Criterion Channel Honors Alumnus Filmmaker Arthur Dong with Retrospective
A short documentary that filmmaker Arthur Dong (B.A., ’82) made while studying Cinema at San Francisco State University is getting a new life and a bit of a face-lift. His Oscar-nominated film “Sewing Woman” was recently restored by the UCLA Film and Television Archive and will be available for streaming on the Criterion Channel over the next six months, along with six other documentaries by Dong.
The channel’s retrospective, “Stories of Resistance: Documentaries by Arthur Dong,” is a look back on his decades-long career as a pioneering filmmaker. The seven films span from 1982 to 2015 and tell powerful stories of the Asian American and queer experience in America.

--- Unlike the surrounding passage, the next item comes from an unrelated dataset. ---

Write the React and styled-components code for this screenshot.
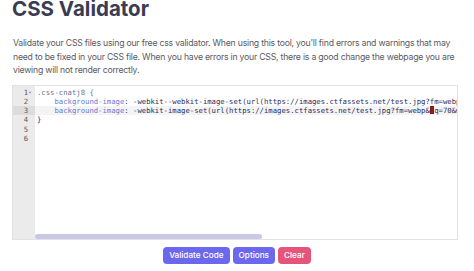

They touch on topics such as anti-gay prejudice (“Coming Out Under Fire,” “Licensed to Kill”) and the complexity and vitality of Asian American culture (“Forbidden City, U.S.A.”; “Hollywood Chinese”) and tell the story of a survivor of the Cambodian genocide (“The Killing Fields of Dr. Haing S. Ngor”).
A longtime admirer of the Criterion Collection since its start as a distributor of classic and art house films, Dong considers the recognition a real honor. “I’m evolving as an artist,” he said, “and for the Criterion Channel to recognize my work as art gives me encouragement that maybe I do know what I’m doing.”
There can be little doubt of that. Dong’s film career began when he was a high school student at San Francisco’s Galileo High School in the late 1960s. In 1970 he created “Public,” an animated film that accompanied a poem he wrote, which won first prize at the California High School Film Festival. More than a decade later he made another award-winning film, “Sewing Woman,” after capturing footage of the sewing factory where his mother worked for a cinematography class at San Francisco State. He was just shooting for practice. Bill Chayes, his professor, viewed the footage and told him he had something special.
“It was imagery that people didn't see because I was given entrée to a sewing factory in Chinatown, which was under a lot of pressure from unions to unionize,” Dong said. “We both agreed that I should do something with [the footage].”
The film, based on a series of oral histories and his mother’s own story, traces a woman’s arranged marriage in old China to her subsequent immigration to the U.S. and her new life as a garment worker and mother. The 14-minute film launched his film career, he says.
Word began spreading about “Sewing Woman.” He loaned it out to different groups, and it screened at conferences and other events. He then entered it into film festivals and began winning awards. Some of those awards qualified the film for entry into the Academy Awards, so he submitted it. His film made history as the first Oscar-nominated Asian American-themed documentary that was entirely produced, directed, written, edited, photographed, and narrated by Asian Americans.
All of Dong’s following films explore the personal side of social issues. “The approach I’ve always taken was to not talk about politics per se and create a didactic piece, but to really look at human beings and their lives and how they are affected by certain issues, situations, and government policies,” he said.
“These current debates didn’t just come out of thin air,” Dong said. “I’m a strong believer in knowing and showing our history, especially untold history, in order to bring about progressive change.”